Contudo, dos 210 milhões de habitantes do Brasil, segundo o CNJ, apenas, 143 a cada mil habitantes ingressaram com uma ação em 2023. Não é factível acreditar que apenas 1% da população teve algum problema com os grandes litigantes e, consequentemente, tal situação gera aos litigantes um enriquecimento ilícito baseado no que se deixa de demandar judicialmente.
Com a descrença da população em ter sanado os seus problemas no judiciário, dadas as barreiras de entrada, quais sejam, desconhecimento da legislação, teses como a do mero aborrecimento e até mesmo a vergonha de ter o seu nome em um processo judicial, gera um abismo, onde poucos são privilegiados com algum saneamento de seus litígios e muitos ficam à margem do Estado.
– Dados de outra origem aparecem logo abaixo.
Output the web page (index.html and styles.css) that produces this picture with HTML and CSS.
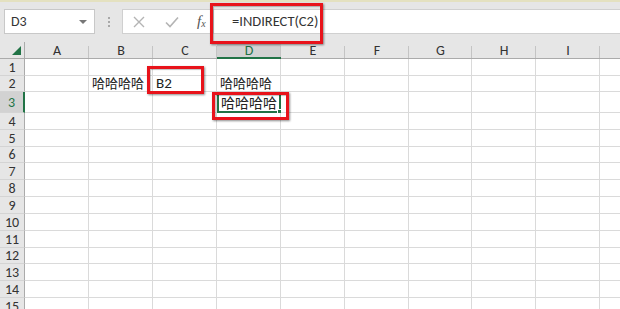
FILE: index.html
```html
<!DOCTYPE html>
<html lang="zh">
<head>
<meta charset="utf-8">
<link rel="stylesheet" href="styles.css">
</head>
<body>
<div class="app">
  <div class="topline"></div>
  <div class="toolbar">
    <div class="namebox"><span>D3</span><span class="dd"></span></div>
    <div class="grip"><i></i><i></i><i></i></div>
    <div class="btns">
      <svg class="ic" width="14" height="14" viewBox="0 0 14 14"><path d="M2 2L12 12M12 2L2 12" stroke="#b4b4b4" stroke-width="1.4" fill="none"/></svg>
      <svg class="ic" width="16" height="14" viewBox="0 0 16 14"><path d="M2 7.5L6 11.5L14 2.5" stroke="#b4b4b4" stroke-width="1.6" fill="none"/></svg>
      <span class="fx">f<sub>x</sub></span>
    </div>
    <div class="formula">=INDIRECT(C2)</div>
  </div>
  <div class="sheet">
    <div class="corner"><span class="tri"></span></div>
    <div class="ch">A</div><div class="ch">B</div><div class="ch">C</div><div class="ch sel">D</div><div class="ch">E</div><div class="ch">F</div><div class="ch">G</div><div class="ch">H</div><div class="ch">I</div><div class="ch"></div>

    <div class="rh">1</div><div class="c"></div><div class="c"></div><div class="c"></div><div class="c"></div><div class="c"></div><div class="c"></div><div class="c"></div><div class="c"></div><div class="c"></div><div class="c"></div>
    <div class="rh">2</div><div class="c"></div><div class="c cjk">哈哈哈哈</div><div class="c lat">B2</div><div class="c cjk">哈哈哈哈</div><div class="c"></div><div class="c"></div><div class="c"></div><div class="c"></div><div class="c"></div><div class="c"></div>
    <div class="rh rsel">3</div><div class="c"></div><div class="c"></div><div class="c"></div><div class="c cjk act">哈哈哈哈<span class="handle"></span></div><div class="c"></div><div class="c"></div><div class="c"></div><div class="c"></div><div class="c"></div><div class="c"></div>
    <div class="rh">4</div><div class="c"></div><div class="c"></div><div class="c"></div><div class="c"></div><div class="c"></div><div class="c"></div><div class="c"></div><div class="c"></div><div class="c"></div><div class="c"></div>
    <div class="rh">5</div><div class="c"></div><div class="c"></div><div class="c"></div><div class="c"></div><div class="c"></div><div class="c"></div><div class="c"></div><div class="c"></div><div class="c"></div><div class="c"></div>
    <div class="rh">6</div><div class="c"></div><div class="c"></div><div class="c"></div><div class="c"></div><div class="c"></div><div class="c"></div><div class="c"></div><div class="c"></div><div class="c"></div><div class="c"></div>
    <div class="rh">7</div><div class="c"></div><div class="c"></div><div class="c"></div><div class="c"></div><div class="c"></div><div class="c"></div><div class="c"></div><div class="c"></div><div class="c"></div><div class="c"></div>
    <div class="rh">8</div><div class="c"></div><div class="c"></div><div class="c"></div><div class="c"></div><div class="c"></div><div class="c"></div><div class="c"></div><div class="c"></div><div class="c"></div><div class="c"></div>
    <div class="rh">9</div><div class="c"></div><div class="c"></div><div class="c"></div><div class="c"></div><div class="c"></div><div class="c"></div><div class="c"></div><div class="c"></div><div class="c"></div><div class="c"></div>
    <div class="rh">10</div><div class="c"></div><div class="c"></div><div class="c"></div><div class="c"></div><div class="c"></div><div class="c"></div><div class="c"></div><div class="c"></div><div class="c"></div><div class="c"></div>
    <div class="rh">11</div><div class="c"></div><div class="c"></div><div class="c"></div><div class="c"></div><div class="c"></div><div class="c"></div><div class="c"></div><div class="c"></div><div class="c"></div><div class="c"></div>
    <div class="rh">12</div><div class="c"></div><div class="c"></div><div class="c"></div><div class="c"></div><div class="c"></div><div class="c"></div><div class="c"></div><div class="c"></div><div class="c"></div><div class="c"></div>
    <div class="rh">13</div><div class="c"></div><div class="c"></div><div class="c"></div><div class="c"></div><div class="c"></div><div class="c"></div><div class="c"></div><div class="c"></div><div class="c"></div><div class="c"></div>
    <div class="rh">14</div><div class="c"></div><div class="c"></div><div class="c"></div><div class="c"></div><div class="c"></div><div class="c"></div><div class="c"></div><div class="c"></div><div class="c"></div><div class="c"></div>
    <div class="rh">15</div><div class="c"></div><div class="c"></div><div class="c"></div><div class="c"></div><div class="c"></div><div class="c"></div><div class="c"></div><div class="c"></div><div class="c"></div><div class="c"></div>
  </div>
  <div class="mark mark-formula"></div>
  <div class="mark mark-c2"></div>
  <div class="mark mark-d3"></div>
</div>
</body>
</html>
```

FILE: styles.css
```css
* { box-sizing: border-box; }
html, body { margin: 0; padding: 0; }
body {
  width: 620px;
  height: 309px;
  overflow: hidden;
  background: #e6e6e6;
  font-family: Carlito, "Liberation Sans", Arial, sans-serif;
  color: #333;
}
.app { position: relative; width: 620px; height: 309px; overflow: hidden; }
.topline { height: 2px; background: #e4e1c0; }
.toolbar {
  height: 40px;
  display: flex;
  align-items: flex-start;
  padding-top: 7px;
  padding-left: 4px;
}
.namebox {
  width: 91px;
  height: 25px;
  background: #fff;
  border: 1px solid #c8c8c8;
  display: flex;
  align-items: center;
  justify-content: space-between;
  padding: 0 7px 0 6px;
  font-size: 14px;
  color: #333;
}
.dd {
  width: 0; height: 0;
  border-left: 4px solid transparent;
  border-right: 4px solid transparent;
  border-top: 4px solid #777;
}
.grip {
  width: 27px;
  height: 25px;
  display: flex;
  flex-direction: column;
  align-items: center;
  justify-content: center;
  gap: 2px;
}
.grip i { display: block; width: 2px; height: 2px; background: #a8a8a8; }
.btns {
  width: 89px;
  height: 25px;
  background: #fff;
  border: 1px solid #d0d0d0;
  display: flex;
  align-items: center;
  padding-left: 9px;
  gap: 18px;
}
.ic { display: block; }
.fx {
  font-family: "Liberation Serif", "Times New Roman", serif;
  font-style: italic;
  font-size: 15px;
  color: #555;
  margin-left: -1px;
}
.fx sub { font-size: 10px; vertical-align: -1px; }
.formula {
  flex: 1;
  height: 25px;
  margin-left: 2px;
  background: #fff;
  border: 1px solid #d0d0d0;
  border-right: none;
  font-size: 14.5px;
  line-height: 23px;
  padding-left: 18px;
  color: #333;
}
.sheet {
  display: grid;
  grid-template-columns: 25px 64px 64px 64px 64px 64px 64px 63px 64px 64px 40px;
  grid-template-rows: 17px 17px 16px 21px 17px 17px 16px 17px 17px 17px 17px 17px 16px 17px 17px 17px;
  background: #fff;
}
.corner {
  background: #e6e6e6;
  border-right: 1px solid #ababab;
  border-bottom: 1px solid #ababab;
  position: relative;
}
.tri {
  position: absolute;
  right: 3px;
  bottom: 3px;
  width: 0; height: 0;
  border-left: 9px solid transparent;
  border-bottom: 9px solid #217346;
}
.ch {
  background: #e6e6e6;
  border-bottom: 1px solid #ababab;
  position: relative;
  font-size: 14px;
  text-align: center;
  line-height: 17px;
  color: #333;
}
.ch::after {
  content: "";
  position: absolute;
  right: 0;
  top: 4px;
  bottom: 0;
  width: 1px;
  background: #c4c4c4;
}
.ch.sel {
  background: #d2d2d2;
  border-bottom: 2px solid #217346;
  color: #217346;
}
.rh {
  background: #e6e6e6;
  border-right: 1px solid #ababab;
  border-bottom: 1px solid #d4d4d4;
  font-size: 14px;
  text-align: center;
  display: flex;
  align-items: center;
  justify-content: center;
  color: #333;
}
.rh.rsel {
  background: #d2d2d2;
  border-right: 2px solid #217346;
  color: #217346;
}
.c {
  border-right: 1px solid #dadada;
  border-bottom: 1px solid #dadada;
  position: relative;
  white-space: nowrap;
  display: flex;
  align-items: flex-end;
  padding-left: 3px;
  padding-bottom: 0;
}
.cjk {
  font-family: "Noto Sans CJK SC", "Noto Sans", sans-serif;
  font-size: 13px;
  line-height: 16px;
  color: #222;
}
.lat {
  font-size: 15px;
  line-height: 16px;
  color: #222;
}
.act {
  outline: 2px solid #217346;
  outline-offset: -2px;
  font-size: 14px;
  padding-bottom: 2px;
  padding-left: 4px;
}
.handle {
  position: absolute;
  right: -2px;
  bottom: -2px;
  width: 5px;
  height: 5px;
  background: #217346;
  border: 1px solid #fff;
}
.mark {
  position: absolute;
  border: 3px solid #e8131b;
  box-shadow: 1px 1px 2px rgba(0,0,0,0.45), inset 1px 1px 1px rgba(0,0,0,0.25);
}
.mark-formula { left: 210px; top: 3px; width: 113px; height: 41px; }
.mark-c2 { left: 147px; top: 66px; width: 57px; height: 28px; }
.mark-d3 { left: 212px; top: 92px; width: 77px; height: 28px; }
```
Um exemplo simples, mas emblemático, é a perda da comanda, que alguns estabelecimentos transferem aos consumidores o dever de zelar pelo controle dos seus gastos e, em caso de perda desta, pagam uma multa. Há uma grande discussão sobre a ilegalidade da cobrança, mas na maioria das situações o consumidor não tem como isentar-se de pagar.
Não é estranho no judiciário haver a devolução dos valores, sem a condenação em danos morais. A empresa realiza o procedimento com diversas pessoas, mas aqueles que não têm conhecimento jurídico, acabam por não serem ressarcidos, gerando um enriquecimento ilícito por parte da empresa. Para fins de exemplificação:
APELAÇÃO CÍVEL. RESPONSABILIDADE CIVIL. REPETIÇÃO DE INDÉBITO CUMULADA COM PEDIDO DE INDENIZAÇÃO POR DANOS MORAIS. SENTENÇA DE PARCIAL PROCEDÊNCIA. INCONFORMISMO DO AUTOR. PERDA DE CARTÃO DE ESTACIONAMENTO. COBRANÇA DE TAXA POR EXTRAVIO. ABUSIVIDADE CONSTATADA. COBRANÇA INDEVIDA. DEVOLUÇÃO EM DOBRO (ART. 42, PAR. ÚNICO, DO CDC). NÃO CABIMENTO. MÁ-FÉ NÃO COMPROVADA. RESTITUIÇÃO SIMPLES. DANOS MORAIS. PREPOSTOS DA EMPRESA QUE AGIRAM EM EXERCÍCIO REGULAR DO DIREITO, SEM EXCESSOS. COBRANÇA INDEVIDA QUE CARACTERIZA MERO DISSABOR DO COTIDIANO. SENTENÇA MANTIDA. FIXAÇÃO DE HONORÁRIOS RECURSAIS, NOS TERMOS DO § 11, DO ART. 85, DO CÓDIGO DE PROCESSO CIVIL.RECURSO DESPROVIDO. (TJPR - 9ª C. Cível - XXXXX-37.2017.8.16.0194 - Curitiba - Rel.: Desembargadora Vilma Régia Ramos de Rezende - J. 05.12.2020) (TJ-PR - APL: XXXXX20178160194 PR XXXXX-37.2017.8.16.0194 (Acórdão), Relator: Desembargadora Vilma Régia Ramos de Rezende, Data de Julgamento: 05/12/2020, 9ª Câmara Cível, Data de Publicação: 08/12/2020)
Situações como essa são mais comuns do que deveriam, porque as empresas geralmente possuem corpo jurídico que as orienta nas melhores práticas, mas ter o judiciário como aliado, passa a ser o melhor dos mundos para elas.